Until now he could not remember the time when he had not been dreading something. Even when he was a little boy it was always there—behind him, or before, or on either side. There had always been the shadowed corner, the dark place into which he dared not look, but from which something seemed always to be watching him—and Paul had done things that were not pretty to watch, he knew.
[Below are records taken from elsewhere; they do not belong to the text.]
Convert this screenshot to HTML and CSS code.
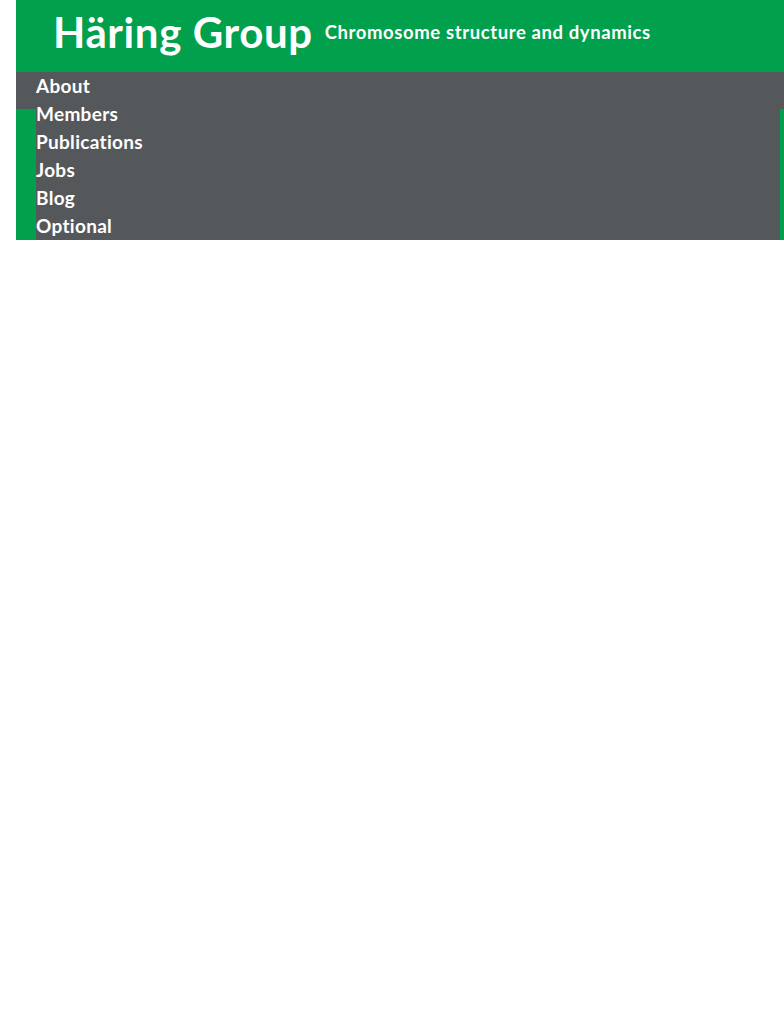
FILE: index.html
```html
<!DOCTYPE html>
<html lang="en">
<head>
<meta charset="utf-8">
<title>Häring Group</title>
<link rel="stylesheet" href="styles.css">
</head>
<body>
<div class="site">
  <header class="masthead">
    <h1 class="title">Häring Group</h1>
    <span class="tagline">Chromosome structure and dynamics</span>
  </header>
  <nav class="nav">
    <ul class="nav-list">
      <li><a href="#">About</a></li>
      <li><a href="#">Members</a></li>
      <li><a href="#">Publications</a></li>
      <li><a href="#">Jobs</a></li>
      <li><a href="#">Blog</a></li>
      <li><a href="#">Optional</a></li>
    </ul>
  </nav>
</div>
</body>
</html>
```
FILE: styles.css
```css
html, body {
  margin: 0;
  padding: 0;
  background: #ffffff;
}
body {
  font-family: Lato, "Noto Sans", sans-serif;
  font-variant-ligatures: none;
}
.site {
  margin-left: 16px;
  background: #00a04c;
}
.masthead {
  height: 72px;
  box-sizing: border-box;
  display: flex;
  align-items: flex-start;
  gap: 12px;
  padding-left: 37px;
  color: #ffffff;
}
.title {
  margin: 0;
  font-size: 42px;
  font-weight: 700;
  line-height: 65px;
  letter-spacing: 0.6px;
}
.tagline {
  font-size: 18.5px;
  font-weight: 700;
  line-height: 20px;
  margin-top: 22px;
  letter-spacing: 0.6px;
}
.nav {
  background:
    linear-gradient(#00a04c, #00a04c) left 37px / 20px calc(100% - 37px) no-repeat,
    linear-gradient(#00a04c, #00a04c) right 37px / 4px calc(100% - 37px) no-repeat,
    #55585b;
}
.nav-list {
  list-style: none;
  margin: 0;
  padding: 0 0 0 20px;
}
.nav-list a {
  display: block;
  color: #ffffff;
  text-decoration: none;
  font-size: 19px;
  font-weight: 700;
  line-height: 28px;
  letter-spacing: 0.3px;
}
```
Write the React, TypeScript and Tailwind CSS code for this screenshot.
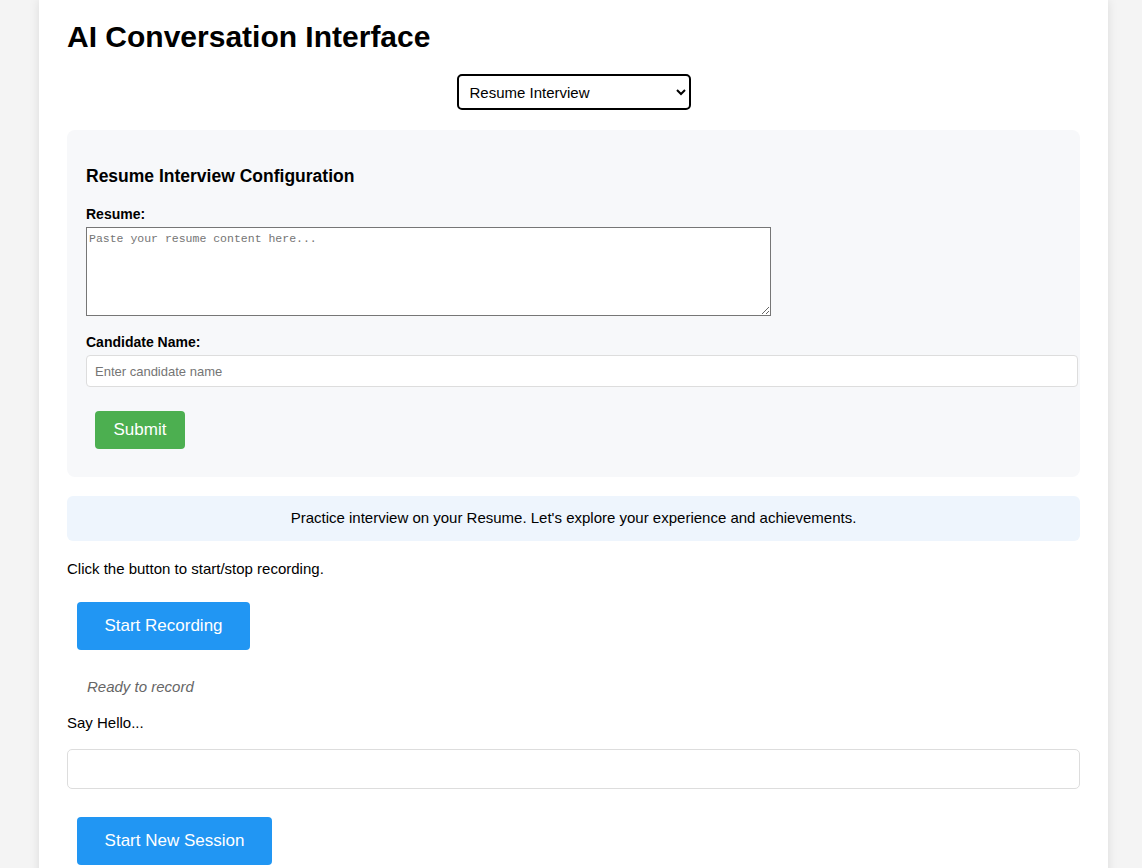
import React, { useState } from "react";

const App = () => {
    const [mode, setMode] = useState("resume");

    return (
        <div className="min-h-screen bg-[#f4f4f4] font-['Liberation_Sans',Arial,sans-serif] text-black">
            <div className="ml-[39px] w-[1069px] min-h-screen bg-white px-[28px] pt-[19px] pb-[20px] shadow-[0_0_10px_rgba(0,0,0,0.1)]">
                <h1 className="text-[30px] font-bold leading-[35px]">AI Conversation Interface</h1>

                <div className="flex justify-center mt-[20px]">
                    <select
                        value={mode}
                        onChange={(e) => setMode(e.target.value)}
                        className="w-[234px] h-[36px] border-2 border-black rounded-[5px] pl-[7px] pr-[4px] text-[15px] bg-white"
                    >
                        <option value="resume">Resume Interview</option>
                        <option value="general">General Conversation</option>
                    </select>
                </div>

                <div className="mt-[20px] bg-[#f7f8fa] rounded-[8px] px-[19px] pt-[36px] pb-[28px]">
                    <h3 className="text-[17.5px] font-bold leading-[21px]">Resume Interview Configuration</h3>

                    <label className="block mt-[19px] text-[14px] font-bold leading-[16px]">Resume:</label>
                    <textarea
                        placeholder="Paste your resume content here..."
                        className="block mt-[5px] w-[685px] h-[89px] border border-[#767676] bg-white px-[2px] py-[2px] font-['Liberation_Mono',monospace] text-[11.5px] placeholder:text-[#757575] resize"
                    />

                    <label className="block mt-[18px] text-[14px] font-bold leading-[16px]">Candidate Name:</label>
                    <input
                        type="text"
                        placeholder="Enter candidate name"
                        className="block mt-[5px] w-[992px] h-[32px] border border-[#ddd] rounded-[4px] bg-white px-[8px] text-[13px] placeholder:text-[#757575]"
                    />

                    <button className="mt-[24px] ml-[9px] w-[90px] h-[38px] bg-[#4caf50] text-white text-[17px] rounded-[4px]">
                        Submit
                    </button>
                </div>

                <div className="mt-[19px] h-[45px] flex items-center justify-center bg-[#eef5fd] rounded-[6px] text-[15px]">
                    Practice interview on your Resume. Let's explore your experience and achievements.
                </div>

                <p className="mt-[19px] text-[15px] leading-[17px]">Click the button to start/stop recording.</p>

                <button className="mt-[25px] ml-[10px] w-[173px] h-[48px] bg-[#2196f3] text-white text-[17px] rounded-[4px]">
                    Start Recording
                </button>

                <p className="mt-[28px] ml-[20px] text-[15px] italic text-[#666] leading-[17px]">Ready to record</p>

                <p className="mt-[19px] text-[15px] leading-[17px]">Say Hello...</p>

                <div className="mt-[18px] h-[40px] border border-[#ddd] rounded-[5px] bg-white" />

                <button className="mt-[28px] ml-[10px] w-[195px] h-[48px] bg-[#2196f3] text-white text-[17px] rounded-[4px]">
                    Start New Session
                </button>
            </div>
        </div>
    );
};

export default App;
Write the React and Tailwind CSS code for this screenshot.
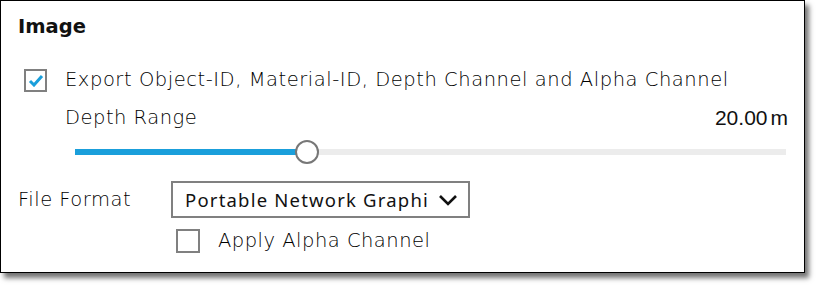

This passage comes after the narrator’s revelation of Paul’s theft and flight to New York. Safe in his room at the Waldorf, Paul feels content, not fearful, for the first time in his life. “[T]he shadowed corner, the dark place” Paul cannot bear to think about may refer to his homosexuality. The ambiguous assertion that “Paul had done things that were not pretty to watch” may be an oblique reference to sexual acts that were considered socially unacceptable at the time. The narrator’s evasions and hints about Paul’s sexuality mirror Paul’s inability to think about his orientation. However, “the dark place” may also be a catch-all phrase to describe Paul’s sizable collection of neuroses and causes for depression. He never knew his mother, does not fit in anywhere, has no friends, is unable to think of anyone but himself, and dreams of losing consciousness. All of these difficulties may be crammed into “the shadowed corner” that Paul would rather ignore than confront. 

The passage is also notable for its focus on watching and being watched. Throughout the story, Paul acts as if he is being observed, much as an actor on a stage might. Often, as in this passage, he seems tormented by his imaginary audience. He longs to know that any onlooker would find him well-dressed, debonair, confident, and normal, but he knows that he is none of these things. His discomfort with the idea of being watched may explain his disinclination to be an active member in the art world he idealizes. Paul would much rather be in the audience than onstage.